Bob Bennett’s days as a boxing judge are over.
Instead, the Las Vegas resident will be in charge of selecting judges, along with referees and other ringside officials, in his new role as executive director of the Nevada Athletic Commission. He was named to the position Friday by unanimous vote.
Bennett, 60, will replace Keith Kizer, who resigned Jan. 10 after almost eight years on the job. Bennett is expected to begin the job in mid-May.
His annual salary will be approximately $94,000, and the length of his contract will be determined by the commission, which can automatically renew it annually.
“It’s a unique opportunity,” Bennett said. “I’m elated to be selected. It’s an honor and a privilege, and I look forward to serving the state, the commissioners, the athletes, promoters and the fans.
“I see myself as part of a team. I want to work with the promoters and the fighters, as well as the commissioners, and by working together we can maintain the gold standard that is the Nevada Athletic Commission.”
Bennett has been a boxing judge in Nevada since 2012. A former Marine and FBI agent, he currently oversees security at the Eighth Judicial District Court.
His ability to work with public agencies — he oversaw a $10 million budget in the court system — as well as his work as a judge made him the most qualified person in the eyes of the five-member commission.
“Bob has a unique set of skills, and he has shown an ability to adapt from being with the FBI and as an undercover agent,” NAC chairman Francisco Aguilar said. “He also understands the officials, and he knows the personalities of the promoters.”

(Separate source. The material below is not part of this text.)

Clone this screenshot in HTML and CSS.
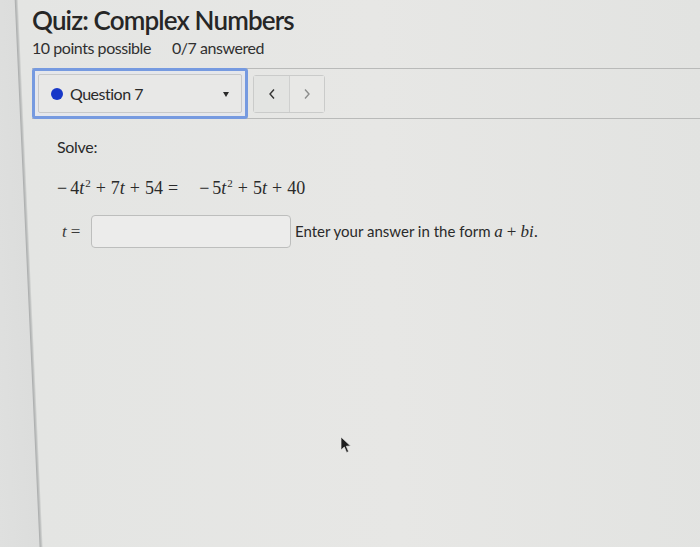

One of 350 initial applicants, Bennett was one of four finalists who interviewed for the position last Saturday. That number was reduced to three late Thursday, when Andrew Foster, the executive officer of the California State Athletic Commission, withdrew his name from further consideration. That left Bennett, Michael Martino of Reno and Jeffrey Mullen of Tennessee as finalists for the job.
During his interview, Bennett said he wanted to use seminars to help improve the quality of judging and officiating. He also wanted to continue to bolster Nevada’s drug policy for athletes and keep boxing, mixed martial arts and other disciplines drug-free.
“You have to do what is right,” Bennett told the commissioners. “If you want to be successful, you have to be creative, flexible and adaptable.”
Bennett said he will miss the court system and judging fights. But he has a chance to make a bigger impact on boxing as well as MMA in his new position. He has more experience in boxing than MMA, but said he will learn quickly to deal with those in the sport.
“I have my work cut out for me,” he said. “But I welcome the challenge.”
Aguilar said the commission will do everything possible to ensure a smooth transition.
“We’ll help him with whatever he needs to get comfortable,” Aguilar said. “It’s been a long process, but we’ve learned a lot and we’re excited to be moving forward.”